Through his research, he’s spoken out on cultures and languages that are vanishing from society — 50 per cent of the world’s estimated 7,000 languages are no longer taught, he says, identifying language as akin to old-growth forests of the mind.

Through 15 books, several films and an eight-hour documentary series, Davis has examined the world’s indigenous cultures — and he brings that insight and expertise to the annual International Days at Thompson Rivers University this month.

Davis is the keynote speaker at the event’s opening ceremonies on Tuesday, March 10, taking the stage at the Grand Hall on campus during the 6 p.m. to 8 p.m. part of the program.

This year, International Days is focusing on the indigenous, internationalization and online and global learning as it showcases many of the 70 countries represented in the university’s student body, along with 1,485 aboriginal students.

The four-day festival touches many aspects, from food entertainment to political realities like the crisis in Congo. There are workshops on making pine-needle baskets, knitting and quilting, making an aboriginal drum and beading, among other crafts.

Sylvia Dantas, a Brazilian academic, will give a talk on migration and gender roles on Wednesday, March 11, at 2:30 p.m. in the International Building’s Panorama Room.

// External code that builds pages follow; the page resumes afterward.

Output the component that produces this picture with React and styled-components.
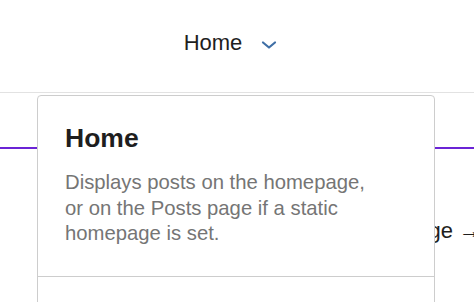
import React from "react";
import styled, { createGlobalStyle } from "styled-components";

const GlobalStyle = createGlobalStyle`
  html, body {
    margin: 0;
    padding: 0;
    background: #ffffff;
    font-family: "Liberation Sans", Arial, sans-serif;
  }
`;

const Page = styled.div`
  position: relative;
  width: 474px;
  height: 302px;
  overflow: hidden;
  background: #ffffff;
`;

const Header = styled.div`
  height: 93px;
  border-bottom: 1px solid #e2e2e2;
  display: flex;
  align-items: center;
  justify-content: center;
  gap: 19px;
  padding: 0 13px 6px 0;
  box-sizing: border-box;
`;

const HeaderTitle = styled.span`
  font-size: 22px;
  color: #1e1e1e;
  line-height: 1;
`;

const Chevron = styled.svg`
  width: 16px;
  height: 10px;
  margin-top: 3px;
`;

const Content = styled.div`
  padding-top: 54px;
`;

const AccentLine = styled.div`
  height: 2px;
  background: #6b24d6;
`;

const BehindText = styled.div`
  padding: 69px 0 0 404px;
  font-size: 22px;
  color: #1e1e1e;
  white-space: nowrap;
`;

/* dropdown popover sitting over the page */
const Popover = styled.div`
  position: absolute;
  top: 95px;
  left: 37px;
  width: 398px;
  height: 240px;
  box-sizing: border-box;
  background: #ffffff;
  border: 1.5px solid #cdcdcd;
  border-radius: 4px 4px 0 0;
`;

const Option = styled.div`
  padding: 26px 20px 0 27px;
  height: 181px;
  box-sizing: border-box;
  border-bottom: 1.5px solid #cdcdcd;
`;

const OptionTitle = styled.div`
  font-size: 26.5px;
  font-weight: 700;
  color: #1e1e1e;
  line-height: 32px;
`;

const OptionDesc = styled.div`
  margin-top: 16px;
  font-size: 20.3px;
  line-height: 25.5px;
  color: #757575;
`;

export default function App() {
  return (
    <>
      <GlobalStyle />
      <Page>
        <Header>
          <HeaderTitle>Home</HeaderTitle>
          <Chevron viewBox="0 0 16 10" fill="none">
            <path d="M2 2.5 L8 7.5 L14 2.5" stroke="#3f6fa6" strokeWidth="2.2" strokeLinecap="round" strokeLinejoin="round" />
          </Chevron>
        </Header>
        <Content>
          <AccentLine />
          <BehindText>page →</BehindText>
        </Content>
        <Popover>
          <Option>
            <OptionTitle>Home</OptionTitle>
            <OptionDesc>
              Displays posts on the homepage,
              <br />
              or on the Posts page if a static
              <br />
              homepage is set.
            </OptionDesc>
          </Option>
        </Popover>
      </Page>
    </>
  );
}
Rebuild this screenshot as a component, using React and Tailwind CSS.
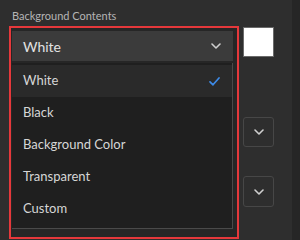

Later that day in the same room, Peter Cunningham, senior academic researcher at Nelson Mandela Metropolitan University in South Africa, will speak on that country’s transition to democracy.

On Thursday, March 12, again in the Panorama Room, Valmaine Toki, a law professor at the University of Waikato in New Zealand and vice-chair of the United Nationals Permanent Forum on Indigenous Issues, will speak on the 170-year history of the Maori in that country and the steps they took to obtain the right to govern themselves.

There are many other sessions planned throughout the campus.

The schedule can be downloaded at tru.ca/internationaldays/schedule.html.